The other three currently in prison – Hashem Shaabaninejad, Hadi Rashedi, and Alireza Ghanbari – are on death row for terrorism-related charges. Human Rights Watch previously called on the Iranian judiciary to quash the execution orders for Rashedi and Shaabaninejad, whom Arab activists contend were tortured to confess to involvement in terrorist-related incidents in Iran’s Arab-majority Khuzestan province. Other rights groups have called for the release of Ghanbari, who was convicted by Branch 15 of Tehran Revolutionary Court on the charge of moharebeh, or “enmity against God,”in connection with his participation in anti-government protests in December 2009, and “contact with enemy groups.”
In May 2010, authorities executed a Kurdish teacher and political activist, Farzad Kamangar, after a revolutionary court sentenced him on the charge of moharebeh, for his alleged ties to an armed Kurdish group. In February 2008, Kamangar’s lawyer told Human Rights Watch that his client had alleged numerous instances of abuse and torture at the hands of prison authorities during his detention.
Authorities have prosecuted, summoned, harassed, disciplined, or fired dozens of teachers and university professors since President Mahmoud Ahmadinejad took office in 2005. After major demonstrations by teachers’ trade unions in 2006 and 2007, the Disciplinary Violations Board of the Ministry of Education dismissed or disciplined hundreds of teachers who took part in the protests.
In recent cases, authorities summoned and threatened Mohammad Tavakoli, a member of the Teachers Trade Society in the city of Kermanshah, on August 11 for his trade union activities. On May 2, security officials in Iran’s Kordestan province summoned and interrogated 13 Kurdish teachers in relation to their trade union activities. Earlier in 2012, Branch 1 of the Revolutionary Court in the central city of Yazd sentenced nine teachers, all members of a local teachers union to prison terms on various charges, including of propaganda against the regime related to their participation in strikes asking for wage increases. The court suspended their sentences.
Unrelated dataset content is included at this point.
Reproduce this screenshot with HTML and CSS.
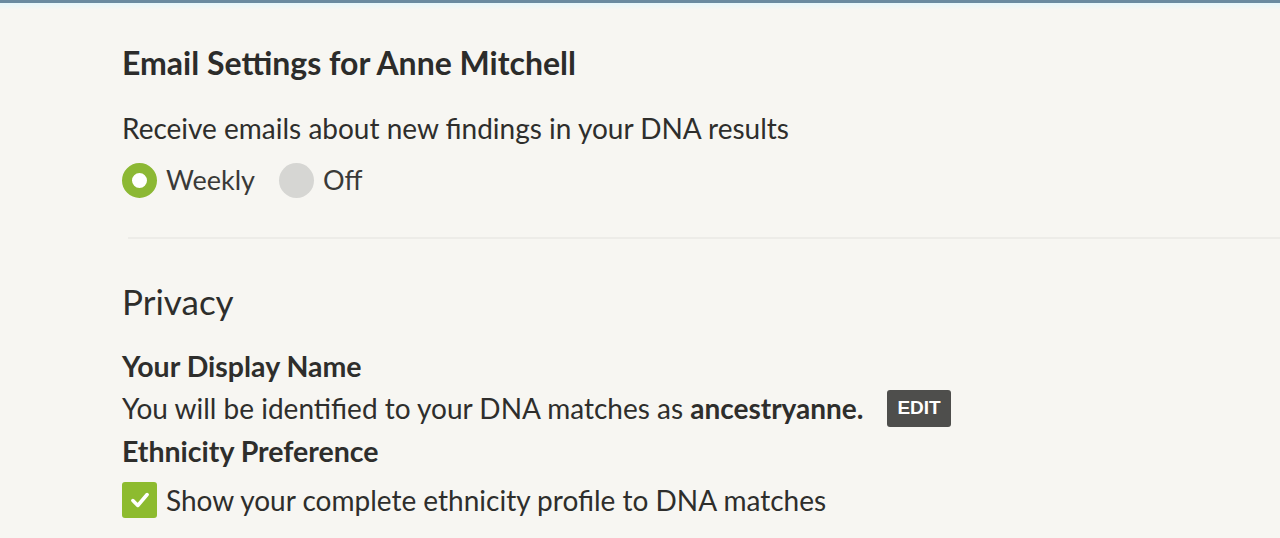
FILE: index.html
```html
<!DOCTYPE html>
<html lang="en">
<head>
  <meta charset="UTF-8" />
  <meta name="viewport" content="width=device-width, initial-scale=1.0"/>
  <title>DNA Settings</title>
  <link rel="stylesheet" href="styles.css">
</head>
<body>
  <div class="topbar"></div>

  <div class="page">
    <section class="email-settings">
      <h2>Email Settings for Anne Mitchell</h2>
      <p class="desc">Receive emails about new findings in your DNA results</p>
      <div class="radios">
        <label class="radio checked"><span class="dot"></span>Weekly</label>
        <label class="radio"><span class="dot"></span>Off</label>
      </div>
    </section>

    <hr class="divider">

    <section class="privacy">
      <h1>Privacy</h1>
      <h3 class="first">Your Display Name</h3>
      <p class="identified">You will be identified to your DNA matches as <b>ancestryanne.</b> <button class="edit-btn">EDIT</button></p>
      <h3>Ethnicity Preference</h3>
      <label class="check">
        <span class="box">
          <svg viewBox="0 0 20 20" width="22" height="22"><path d="M3.5 10.5 L8 15 L16.5 5" fill="none" stroke="#fff" stroke-width="3.2" stroke-linecap="round" stroke-linejoin="round"/></svg>
        </span>
        Show your complete ethnicity profile to DNA matches
      </label>
    </section>
  </div>
</body>
</html>
```

FILE: styles.css
```css
body {
  margin: 0;
  font-family: Lato, 'Noto Sans', sans-serif;
  background: #f7f6f2;
  color: #2e2e2c;
  height: 100vh;
  overflow: hidden;
}

.topbar {
  height: 7px;
  border-top: 3px solid #6a8aa0;
  background: linear-gradient(#e4f6fb, #f7f6f2);
}

.page {
  padding-left: 122px;
}

.email-settings h2 {
  margin: 0;
  padding-top: 37px;
  font-size: 32px;
  line-height: 32px;
  font-weight: 700;
  color: #2c2c2a;
}

.desc {
  margin: 32px 0 0;
  font-size: 28px;
  line-height: 34px;
}

.radios {
  display: flex;
  align-items: center;
  gap: 24px;
  margin-top: 17px;
}

.radio {
  display: flex;
  align-items: center;
  gap: 9px;
  font-size: 27px;
  line-height: 36px;
  color: #3a3a38;
}

.radio .dot {
  width: 35px;
  height: 35px;
  border-radius: 50%;
  background: #d6d6d3;
  box-sizing: border-box;
}

.radio.checked .dot {
  background: #fff;
  border: 10px solid #8cb834;
}

.divider {
  margin: 39px 0 0 6px;
  border: none;
  border-top: 2px solid #edece8;
}

.privacy h1 {
  margin: 42px 0 0;
  font-size: 35px;
  line-height: 40px;
  font-weight: 400;
}

.privacy h3 {
  margin: 1px 0 0;
  font-size: 28.5px;
  line-height: 42px;
  font-weight: 700;
}

.privacy h3.first {
  margin-top: 24px;
}

.identified {
  margin: 0;
  font-size: 28px;
  line-height: 42px;
  display: flex;
  align-items: center;
  white-space: pre;
}

.identified b {
  font-weight: 700;
}

.edit-btn {
  margin-left: 24px;
  height: 37px;
  padding: 0 10px;
  border: none;
  border-radius: 3px;
  background: #4e4e4c;
  color: #fff;
  font-family: 'Liberation Sans Narrow', 'Liberation Sans', sans-serif;
  font-weight: 700;
  font-size: 19px;
}

.check {
  display: flex;
  align-items: center;
  gap: 9px;
  margin-top: 10px;
  font-size: 28px;
  line-height: 36px;
}

.check .box {
  width: 35px;
  height: 36px;
  border-radius: 3px;
  background: #8dbb2f;
  display: flex;
  align-items: center;
  justify-content: center;
}
```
Article 22 of the International Covenant on Civil and Political Rights (ICCPR), and article 8 of the International Covenant on Economic, Social, and Cultural Rights (ICESCR) protect the right to form and join labor unions. Iran is a signatory to both of these treaties. Iran is also a member of International Labour Organization (ILO), but has so far refused to sign covenants 87 (Freedom of Association and the Protection of the Right to Organize Convention) and 98 (Right to Organize and Collective Bargaining Convention) of the ILO treaty.